→ **WORK REQUIRED**: List all lines of the data that include the string "with".

→ **GIVEN MATERIAL**:
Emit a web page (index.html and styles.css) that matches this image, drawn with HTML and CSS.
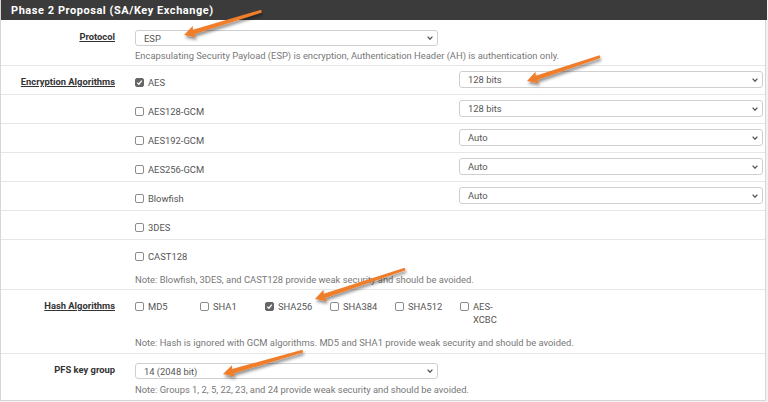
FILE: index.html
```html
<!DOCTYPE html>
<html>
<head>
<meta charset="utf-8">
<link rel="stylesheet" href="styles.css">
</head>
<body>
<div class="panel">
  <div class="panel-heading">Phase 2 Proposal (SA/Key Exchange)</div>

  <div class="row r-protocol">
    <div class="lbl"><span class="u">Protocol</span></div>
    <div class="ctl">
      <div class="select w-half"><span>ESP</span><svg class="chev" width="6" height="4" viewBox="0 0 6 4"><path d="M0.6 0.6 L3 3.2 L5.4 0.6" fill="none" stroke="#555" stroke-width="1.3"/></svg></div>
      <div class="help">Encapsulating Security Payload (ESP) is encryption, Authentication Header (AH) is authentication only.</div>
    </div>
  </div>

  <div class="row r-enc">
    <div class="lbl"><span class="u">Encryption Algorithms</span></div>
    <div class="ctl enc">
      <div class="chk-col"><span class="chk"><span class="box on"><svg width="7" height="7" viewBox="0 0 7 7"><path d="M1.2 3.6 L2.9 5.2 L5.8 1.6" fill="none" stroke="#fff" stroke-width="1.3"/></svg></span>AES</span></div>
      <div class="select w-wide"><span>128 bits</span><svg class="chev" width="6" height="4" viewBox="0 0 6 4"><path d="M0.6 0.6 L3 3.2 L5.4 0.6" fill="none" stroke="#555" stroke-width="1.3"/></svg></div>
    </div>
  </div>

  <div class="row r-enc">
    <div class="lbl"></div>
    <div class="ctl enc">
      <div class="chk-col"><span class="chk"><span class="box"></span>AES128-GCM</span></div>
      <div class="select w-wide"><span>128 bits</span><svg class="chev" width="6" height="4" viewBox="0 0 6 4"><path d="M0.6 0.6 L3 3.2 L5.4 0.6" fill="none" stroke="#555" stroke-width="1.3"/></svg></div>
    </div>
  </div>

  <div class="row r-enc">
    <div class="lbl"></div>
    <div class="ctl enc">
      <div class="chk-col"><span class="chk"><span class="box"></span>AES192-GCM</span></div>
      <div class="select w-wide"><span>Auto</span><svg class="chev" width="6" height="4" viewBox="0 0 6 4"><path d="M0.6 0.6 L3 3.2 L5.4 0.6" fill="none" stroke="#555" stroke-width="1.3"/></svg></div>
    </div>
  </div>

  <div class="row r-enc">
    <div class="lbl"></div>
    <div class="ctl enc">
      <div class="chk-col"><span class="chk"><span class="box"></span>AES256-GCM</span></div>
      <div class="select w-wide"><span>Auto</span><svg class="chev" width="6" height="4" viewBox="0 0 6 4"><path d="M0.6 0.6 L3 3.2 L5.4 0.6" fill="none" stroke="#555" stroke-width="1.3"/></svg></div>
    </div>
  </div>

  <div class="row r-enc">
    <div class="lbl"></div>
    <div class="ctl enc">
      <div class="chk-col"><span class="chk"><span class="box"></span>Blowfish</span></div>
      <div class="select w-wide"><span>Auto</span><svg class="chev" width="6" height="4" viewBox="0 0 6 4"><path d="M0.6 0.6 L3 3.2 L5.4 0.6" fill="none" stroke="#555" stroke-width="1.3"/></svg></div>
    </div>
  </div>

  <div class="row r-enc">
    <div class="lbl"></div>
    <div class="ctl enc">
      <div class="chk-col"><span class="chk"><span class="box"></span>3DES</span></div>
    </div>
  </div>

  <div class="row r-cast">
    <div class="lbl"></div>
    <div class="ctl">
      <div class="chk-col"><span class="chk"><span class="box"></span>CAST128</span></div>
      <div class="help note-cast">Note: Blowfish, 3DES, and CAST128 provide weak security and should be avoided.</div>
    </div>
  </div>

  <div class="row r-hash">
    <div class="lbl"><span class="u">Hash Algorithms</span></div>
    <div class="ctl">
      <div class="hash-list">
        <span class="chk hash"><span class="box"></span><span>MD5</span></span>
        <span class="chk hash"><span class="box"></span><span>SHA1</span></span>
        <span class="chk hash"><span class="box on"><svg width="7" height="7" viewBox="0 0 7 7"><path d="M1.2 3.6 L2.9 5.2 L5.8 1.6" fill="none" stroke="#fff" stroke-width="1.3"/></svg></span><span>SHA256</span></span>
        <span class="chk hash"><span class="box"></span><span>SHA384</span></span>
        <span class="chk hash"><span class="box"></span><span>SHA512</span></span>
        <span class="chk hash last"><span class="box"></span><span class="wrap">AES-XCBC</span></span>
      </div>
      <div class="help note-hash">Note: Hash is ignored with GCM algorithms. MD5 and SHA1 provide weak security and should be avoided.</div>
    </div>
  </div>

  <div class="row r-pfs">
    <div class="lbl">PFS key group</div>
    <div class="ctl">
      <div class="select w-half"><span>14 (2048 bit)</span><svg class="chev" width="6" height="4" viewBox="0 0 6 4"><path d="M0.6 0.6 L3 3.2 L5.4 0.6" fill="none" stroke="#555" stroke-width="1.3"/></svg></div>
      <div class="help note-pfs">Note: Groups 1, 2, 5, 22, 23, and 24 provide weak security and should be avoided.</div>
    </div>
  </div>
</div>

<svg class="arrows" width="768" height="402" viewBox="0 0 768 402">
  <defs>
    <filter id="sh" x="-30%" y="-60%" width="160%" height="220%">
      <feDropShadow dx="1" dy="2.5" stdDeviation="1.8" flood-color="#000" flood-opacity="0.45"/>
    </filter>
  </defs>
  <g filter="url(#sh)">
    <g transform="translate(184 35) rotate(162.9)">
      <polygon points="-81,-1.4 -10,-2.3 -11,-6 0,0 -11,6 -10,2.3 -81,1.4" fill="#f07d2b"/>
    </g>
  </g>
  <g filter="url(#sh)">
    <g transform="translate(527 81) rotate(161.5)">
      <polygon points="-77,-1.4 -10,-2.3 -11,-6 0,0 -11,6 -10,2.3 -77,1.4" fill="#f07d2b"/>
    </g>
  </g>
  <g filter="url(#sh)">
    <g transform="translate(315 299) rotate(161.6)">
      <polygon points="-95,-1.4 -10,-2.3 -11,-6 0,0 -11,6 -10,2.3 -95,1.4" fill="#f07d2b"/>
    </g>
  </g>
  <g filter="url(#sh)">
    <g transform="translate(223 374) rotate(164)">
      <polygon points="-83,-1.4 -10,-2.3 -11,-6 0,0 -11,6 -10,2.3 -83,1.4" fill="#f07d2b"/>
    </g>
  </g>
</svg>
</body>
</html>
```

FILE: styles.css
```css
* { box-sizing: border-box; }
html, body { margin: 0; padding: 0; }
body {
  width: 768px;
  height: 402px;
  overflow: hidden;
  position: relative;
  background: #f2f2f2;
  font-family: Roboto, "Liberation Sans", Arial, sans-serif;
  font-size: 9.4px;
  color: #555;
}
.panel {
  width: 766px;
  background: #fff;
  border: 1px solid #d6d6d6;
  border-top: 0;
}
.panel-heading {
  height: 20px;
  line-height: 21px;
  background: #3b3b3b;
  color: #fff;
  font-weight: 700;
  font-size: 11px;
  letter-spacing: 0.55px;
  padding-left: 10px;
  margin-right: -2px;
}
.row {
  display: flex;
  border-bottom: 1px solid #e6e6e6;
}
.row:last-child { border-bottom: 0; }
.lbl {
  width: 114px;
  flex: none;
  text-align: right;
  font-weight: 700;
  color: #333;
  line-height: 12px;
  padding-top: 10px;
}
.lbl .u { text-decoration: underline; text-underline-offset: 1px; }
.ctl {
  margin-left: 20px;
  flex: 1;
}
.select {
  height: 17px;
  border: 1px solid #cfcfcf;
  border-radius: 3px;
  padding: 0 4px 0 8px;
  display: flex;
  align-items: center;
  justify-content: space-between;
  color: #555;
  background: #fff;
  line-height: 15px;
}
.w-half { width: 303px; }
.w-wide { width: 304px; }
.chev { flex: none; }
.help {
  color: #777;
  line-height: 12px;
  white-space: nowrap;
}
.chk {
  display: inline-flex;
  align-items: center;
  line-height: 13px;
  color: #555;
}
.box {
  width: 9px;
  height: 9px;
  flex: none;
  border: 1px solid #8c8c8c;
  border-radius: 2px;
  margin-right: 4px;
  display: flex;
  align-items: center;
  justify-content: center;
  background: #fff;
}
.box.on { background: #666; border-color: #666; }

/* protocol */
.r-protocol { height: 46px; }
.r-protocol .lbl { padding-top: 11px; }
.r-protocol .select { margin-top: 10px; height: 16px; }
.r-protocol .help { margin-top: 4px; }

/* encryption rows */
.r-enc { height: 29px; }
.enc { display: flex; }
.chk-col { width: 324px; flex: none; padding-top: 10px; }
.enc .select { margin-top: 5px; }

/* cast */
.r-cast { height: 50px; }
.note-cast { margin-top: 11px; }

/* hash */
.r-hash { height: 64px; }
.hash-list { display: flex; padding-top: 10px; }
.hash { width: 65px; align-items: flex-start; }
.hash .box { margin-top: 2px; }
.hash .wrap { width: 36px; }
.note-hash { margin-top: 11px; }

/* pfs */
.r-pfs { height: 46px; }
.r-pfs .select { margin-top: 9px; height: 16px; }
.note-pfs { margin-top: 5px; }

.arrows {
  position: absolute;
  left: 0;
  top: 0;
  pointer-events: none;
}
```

→ **RESPONSE**:
Emit a web page (index.html and styles.css) that matches this image, drawn with HTML and CSS.
      <div class="help note-hash">Note: Hash is ignored with GCM algorithms. MD5 and SHA1 provide weak security and should be avoided.</div>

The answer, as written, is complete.